### Recorded data

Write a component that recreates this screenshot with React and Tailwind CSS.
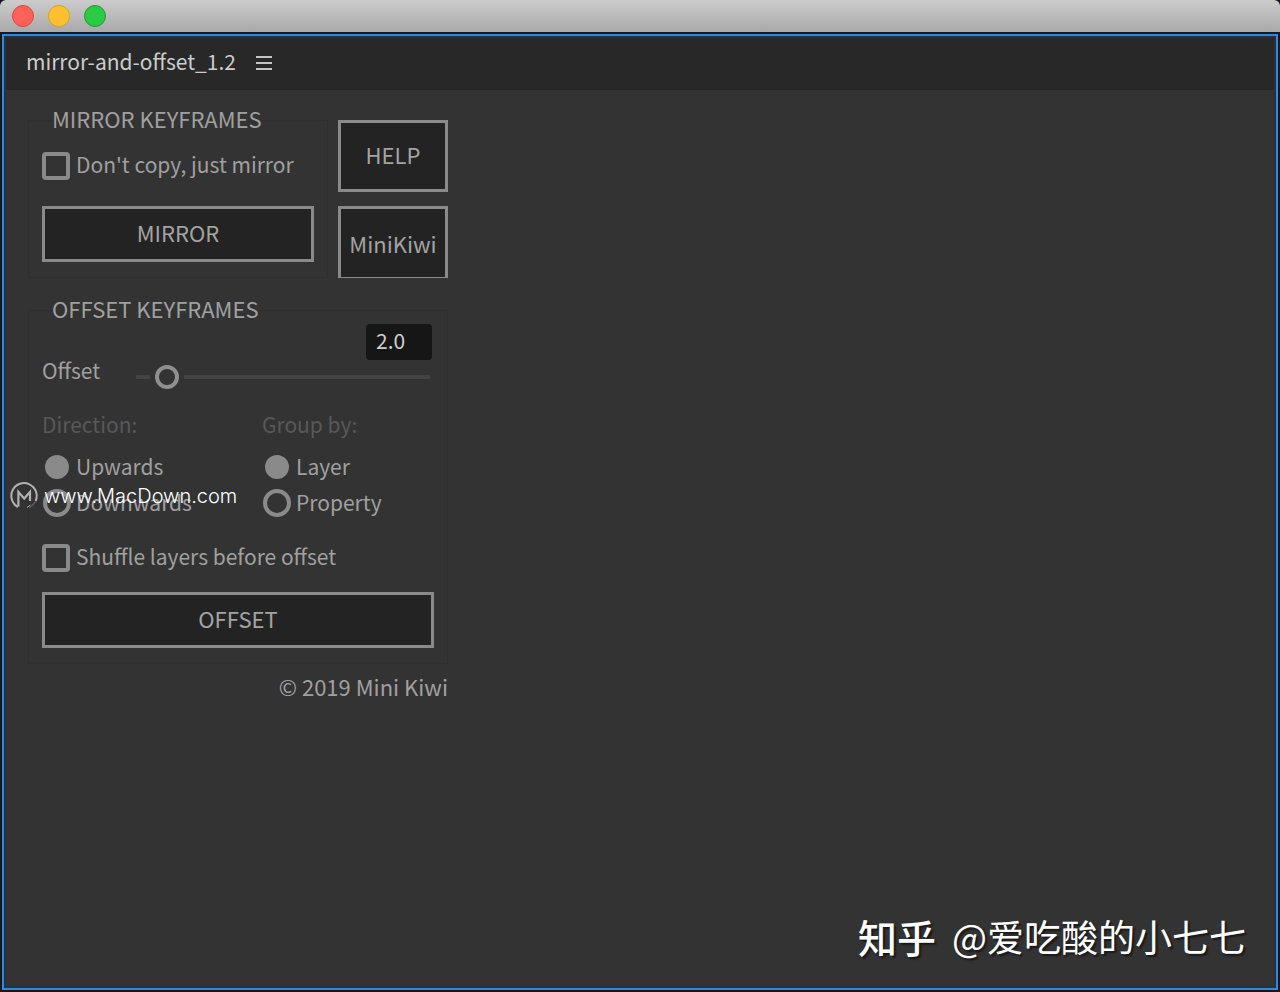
import { useState } from "react";

function TitleBar() {
  return (
    <header className="flex h-8 shrink-0 items-center gap-3.5 rounded-t-md bg-linear-to-b from-[#cccccc] to-[#a9a9a9] pl-3">
      <button type="button" aria-label="Close" className="size-[22px] rounded-full border border-[#e0453f] bg-[#ff6159]" />
      <button type="button" aria-label="Minimize" className="size-[22px] rounded-full border border-[#dfa023] bg-[#ffc02f]" />
      <button type="button" aria-label="Zoom" className="size-[22px] rounded-full border border-[#1f9a31] bg-[#2acb42]" />
    </header>
  );
}

function PanelButton({ children, className }) {
  return (
    <button
      type="button"
      className={`border-3 border-[#8a8a8a] bg-[#232323] text-center text-[22px] leading-5 text-[#a3a3a3] ${className}`}
    >
      {children}
    </button>
  );
}

function GroupBox({ title, className, children }) {
  return (
    <fieldset className={`border border-[#2f2f2f] px-[13px] pb-[15px] ${className}`}>
      <legend className="ml-2.5 pb-1 text-[22px] leading-5">{title}</legend>
      {children}
    </fieldset>
  );
}

function Checkbox({ label }) {
  return (
    <label className="flex h-7 items-center gap-1.5">
      <input
        type="checkbox"
        className="size-7 shrink-0 appearance-none rounded-sm border-4 border-[#8a8a8a] checked:bg-[#8a8a8a]"
      />
      <span className="pb-1 leading-5 whitespace-nowrap">{label}</span>
    </label>
  );
}

function RadioGroup({ title, name, options }) {
  const [selected, setSelected] = useState(options[0]);
  return (
    <div role="radiogroup" aria-label={title} className="flex flex-col">
      <p className="mb-[11px] pb-1 leading-5 text-[#585858]">{title}</p>
      {options.map((option) => (
        <label key={option} className="flex h-9 items-center gap-1">
          <span className="flex size-[30px] shrink-0 items-center justify-center">
            <input
              type="radio"
              name={name}
              checked={selected === option}
              onChange={() => setSelected(option)}
              className="size-7 appearance-none rounded-full border-4 border-[#8a8a8a] checked:size-6 checked:bg-[#8a8a8a]"
            />
          </span>
          <span className="pb-0.5 leading-5">{option}</span>
        </label>
      ))}
    </div>
  );
}

function OffsetSlider() {
  const [offset, setOffset] = useState("2.0");
  return (
    <div className="flex flex-col">
      <input
        type="text"
        aria-label="Offset value"
        value={offset}
        onChange={(e) => setOffset(e.target.value)}
        className="mr-0.5 h-9 w-[66px] self-end rounded-sm bg-[#161616] px-2.5 pb-1 leading-5 text-[#cfcfcf]"
      />
      <div className="flex justify-between pr-1">
        <label htmlFor="offset" className="pb-1 leading-5">
          Offset
        </label>
        <input
          id="offset"
          type="range"
          min="0"
          max="28"
          step="0.1"
          value={Number(offset) || 0}
          onChange={(e) => setOffset(Number(e.target.value).toFixed(1))}
          className="mt-[5px] h-6 w-[294px] appearance-none bg-transparent [&::-webkit-slider-runnable-track]:h-1 [&::-webkit-slider-runnable-track]:bg-[#444444] [&::-webkit-slider-thumb]:-mt-2.5 [&::-webkit-slider-thumb]:size-6 [&::-webkit-slider-thumb]:appearance-none [&::-webkit-slider-thumb]:rounded-full [&::-webkit-slider-thumb]:border-4 [&::-webkit-slider-thumb]:border-[#8f8f8f] [&::-webkit-slider-thumb]:bg-[#333333] [&::-webkit-slider-thumb]:shadow-[0_0_0_5px_#333333]"
        />
      </div>
    </div>
  );
}

function SiteWatermark() {
  return (
    <div className="pointer-events-none absolute top-[482px] left-[10px] flex items-center gap-1.5">
      <svg viewBox="0 0 28 28" className="size-7" fill="none" stroke="#b0b0b0">
        <path d="M8 25A12.7 12.7 0 1 1 25.6 19" strokeWidth="2" />
        <path d="M25.4 19.6A12.7 12.7 0 0 1 19.4 25.4" strokeWidth="1" stroke="#777777" />
        <path d="M8.4 24.6V10l5.8 6.6L20 10V19" strokeWidth="2.2" />
        <path d="M17 25.4l3.4-2.2" strokeWidth="1" />
      </svg>
      <span className="font-['Inter',sans-serif] text-[20px] leading-6 font-light text-white">www.MacDown.com</span>
    </div>
  );
}

function AuthorWatermark() {
  return (
    <div className="pointer-events-none absolute right-[34px] bottom-8 flex items-center gap-4 leading-[48px] whitespace-nowrap text-white [text-shadow:2px_2px_2px_rgba(0,0,0,0.55)]">
      <span className="text-[39px] font-medium">知乎</span>
      <span className="text-[37px]">@爱吃酸的小七七</span>
    </div>
  );
}

export default function App() {
  return (
    <div className="relative flex min-h-screen flex-col bg-[#101a26] font-['Noto_Sans_CJK_SC',sans-serif] text-[21px] text-[#a0a0a0]">
      <TitleBar />
      <main className="flex grow flex-col p-0.5">
        <div className="flex grow flex-col border-2 border-[#4484c3]">
          <div className="flex grow flex-col border-2 border-[#1c344f] bg-[#333333]">
            <div className="flex h-[52px] shrink-0 items-center gap-5 bg-[#282828] pb-0.5 pl-5">
              <h1 className="pb-1 leading-5 text-[#cccccc]">mirror-and-offset_1.2</h1>
              <button type="button" aria-label="Panel menu">
                <svg viewBox="0 0 16 14" className="h-3.5 w-4" stroke="#c4c4c4" strokeWidth="2">
                  <path d="M0 1h16M0 7h16M0 13h16" />
                </svg>
              </button>
            </div>
            <div className="flex w-[442px] flex-col pt-[18px] pl-[22px]">
              <div className="flex gap-2.5">
                <GroupBox title="MIRROR KEYFRAMES" className="w-[300px]">
                  <div className="flex flex-col gap-[26px] pt-5">
                    <Checkbox label="Don't copy, just mirror" />
                    <PanelButton className="h-14 w-full pb-1">MIRROR</PanelButton>
                  </div>
                </GroupBox>
                <div className="mt-3 flex grow flex-col gap-3.5">
                  <PanelButton className="h-[72px] pb-1">HELP</PanelButton>
                  <PanelButton className="h-[72px] border-b">MiniKiwi</PanelButton>
                </div>
              </div>
              <GroupBox title="OFFSET KEYFRAMES" className="mt-5">
                <div className="flex flex-col pt-0.5">
                  <OffsetSlider />
                  <div className="mt-[25px] grid grid-cols-[220px_1fr]">
                    <RadioGroup title="Direction:" name="direction" options={["Upwards", "Downwards"]} />
                    <RadioGroup title="Group by:" name="group" options={["Layer", "Property"]} />
                  </div>
                  <div className="mt-[23px] mb-5">
                    <Checkbox label="Shuffle layers before offset" />
                  </div>
                  <PanelButton className="h-14 w-full pb-1">OFFSET</PanelButton>
                </div>
              </GroupBox>
              <p className="mt-3 pb-1 text-right text-[22px] leading-5">© 2019 Mini Kiwi</p>
            </div>
          </div>
        </div>
      </main>
      <SiteWatermark />
      <AuthorWatermark />
    </div>
  );
}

######

▸ **Stated goal**
Transcribe the material exactly, keeping every word and none of the pictures.

▸ **Finished exercise**
Write a component that recreates this screenshot with React and Tailwind CSS.
import { useState } from "react";

function TitleBar() {
  return (
    <header className="flex h-8 shrink-0 items-center gap-3.5 rounded-t-md bg-linear-to-b from-[#cccccc] to-[#a9a9a9] pl-3">
      <button type="button" aria-label="Close" className="size-[22px] rounded-full border border-[#e0453f] bg-[#ff6159]" />
      <button type="button" aria-label="Minimize" className="size-[22px] rounded-full border border-[#dfa023] bg-[#ffc02f]" />
      <button type="button" aria-label="Zoom" className="size-[22px] rounded-full border border-[#1f9a31] bg-[#2acb42]" />
    </header>
  );
}

function PanelButton({ children, className }) {
  return (
    <button
      type="button"
      className={`border-3 border-[#8a8a8a] bg-[#232323] text-center text-[22px] leading-5 text-[#a3a3a3] ${className}`}
    >
      {children}
    </button>
  );
}

function GroupBox({ title, className, children }) {
  return (
    <fieldset className={`border border-[#2f2f2f] px-[13px] pb-[15px] ${className}`}>
      <legend className="ml-2.5 pb-1 text-[22px] leading-5">{title}</legend>
      {children}
    </fieldset>
  );
}

function Checkbox({ label }) {
  return (
    <label className="flex h-7 items-center gap-1.5">
      <input
        type="checkbox"
        className="size-7 shrink-0 appearance-none rounded-sm border-4 border-[#8a8a8a] checked:bg-[#8a8a8a]"
      />
      <span className="pb-1 leading-5 whitespace-nowrap">{label}</span>
    </label>
  );
}

function RadioGroup({ title, name, options }) {
  const [selected, setSelected] = useState(options[0]);
  return (
    <div role="radiogroup" aria-label={title} className="flex flex-col">
      <p className="mb-[11px] pb-1 leading-5 text-[#585858]">{title}</p>
      {options.map((option) => (
        <label key={option} className="flex h-9 items-center gap-1">
          <span className="flex size-[30px] shrink-0 items-center justify-center">
            <input
              type="radio"
              name={name}
              checked={selected === option}
              onChange={() => setSelected(option)}
              className="size-7 appearance-none rounded-full border-4 border-[#8a8a8a] checked:size-6 checked:bg-[#8a8a8a]"
            />
          </span>
          <span className="pb-0.5 leading-5">{option}</span>
        </label>
      ))}
    </div>
  );
}

function OffsetSlider() {
  const [offset, setOffset] = useState("2.0");
  return (
    <div className="flex flex-col">
      <input
        type="text"
        aria-label="Offset value"
        value={offset}
        onChange={(e) => setOffset(e.target.value)}
        className="mr-0.5 h-9 w-[66px] self-end rounded-sm bg-[#161616] px-2.5 pb-1 leading-5 text-[#cfcfcf]"
      />
      <div className="flex justify-between pr-1">
        <label htmlFor="offset" className="pb-1 leading-5">
          Offset
        </label>
        <input
          id="offset"
          type="range"
          min="0"
          max="28"
          step="0.1"
          value={Number(offset) || 0}
          onChange={(e) => setOffset(Number(e.target.value).toFixed(1))}
          className="mt-[5px] h-6 w-[294px] appearance-none bg-transparent [&::-webkit-slider-runnable-track]:h-1 [&::-webkit-slider-runnable-track]:bg-[#444444] [&::-webkit-slider-thumb]:-mt-2.5 [&::-webkit-slider-thumb]:size-6 [&::-webkit-slider-thumb]:appearance-none [&::-webkit-slider-thumb]:rounded-full [&::-webkit-slider-thumb]:border-4 [&::-webkit-slider-thumb]:border-[#8f8f8f] [&::-webkit-slider-thumb]:bg-[#333333] [&::-webkit-slider-thumb]:shadow-[0_0_0_5px_#333333]"
        />
      </div>
    </div>
  );
}

function SiteWatermark() {
  return (
    <div className="pointer-events-none absolute top-[482px] left-[10px] flex items-center gap-1.5">
      <svg viewBox="0 0 28 28" className="size-7" fill="none" stroke="#b0b0b0">
        <path d="M8 25A12.7 12.7 0 1 1 25.6 19" strokeWidth="2" />
        <path d="M25.4 19.6A12.7 12.7 0 0 1 19.4 25.4" strokeWidth="1" stroke="#777777" />
        <path d="M8.4 24.6V10l5.8 6.6L20 10V19" strokeWidth="2.2" />
        <path d="M17 25.4l3.4-2.2" strokeWidth="1" />
      </svg>
      <span className="font-['Inter',sans-serif] text-[20px] leading-6 font-light text-white">www.MacDown.com</span>
    </div>
  );
}

function AuthorWatermark() {
  return (
    <div className="pointer-events-none absolute right-[34px] bottom-8 flex items-center gap-4 leading-[48px] whitespace-nowrap text-white [text-shadow:2px_2px_2px_rgba(0,0,0,0.55)]">
      <span className="text-[39px] font-medium">知乎</span>
      <span className="text-[37px]">@爱吃酸的小七七</span>
    </div>
  );
}

export default function App() {
  return (
    <div className="relative flex min-h-screen flex-col bg-[#101a26] font-['Noto_Sans_CJK_SC',sans-serif] text-[21px] text-[#a0a0a0]">
      <TitleBar />
      <main className="flex grow flex-col p-0.5">
        <div className="flex grow flex-col border-2 border-[#4484c3]">
          <div className="flex grow flex-col border-2 border-[#1c344f] bg-[#333333]">
            <div className="flex h-[52px] shrink-0 items-center gap-5 bg-[#282828] pb-0.5 pl-5">
              <h1 className="pb-1 leading-5 text-[#cccccc]">mirror-and-offset_1.2</h1>
              <button type="button" aria-label="Panel menu">
                <svg viewBox="0 0 16 14" className="h-3.5 w-4" stroke="#c4c4c4" strokeWidth="2">
                  <path d="M0 1h16M0 7h16M0 13h16" />
                </svg>
              </button>
            </div>
            <div className="flex w-[442px] flex-col pt-[18px] pl-[22px]">
              <div className="flex gap-2.5">
                <GroupBox title="MIRROR KEYFRAMES" className="w-[300px]">
                  <div className="flex flex-col gap-[26px] pt-5">
                    <Checkbox label="Don't copy, just mirror" />
                    <PanelButton className="h-14 w-full pb-1">MIRROR</PanelButton>
                  </div>
                </GroupBox>
                <div className="mt-3 flex grow flex-col gap-3.5">
                  <PanelButton className="h-[72px] pb-1">HELP</PanelButton>
                  <PanelButton className="h-[72px] border-b">MiniKiwi</PanelButton>
                </div>
              </div>
              <GroupBox title="OFFSET KEYFRAMES" className="mt-5">
                <div className="flex flex-col pt-0.5">
                  <OffsetSlider />
                  <div className="mt-[25px] grid grid-cols-[220px_1fr]">
                    <RadioGroup title="Direction:" name="direction" options={["Upwards", "Downwards"]} />
                    <RadioGroup title="Group by:" name="group" options={["Layer", "Property"]} />
                  </div>
                  <div className="mt-[23px] mb-5">
                    <Checkbox label="Shuffle layers before offset" />
                  </div>
                  <PanelButton className="h-14 w-full pb-1">OFFSET</PanelButton>
                </div>
              </GroupBox>
              <p className="mt-3 pb-1 text-right text-[22px] leading-5">© 2019 Mini Kiwi</p>
            </div>
          </div>
        </div>
      </main>
      <SiteWatermark />
      <AuthorWatermark />
    </div>
  );
}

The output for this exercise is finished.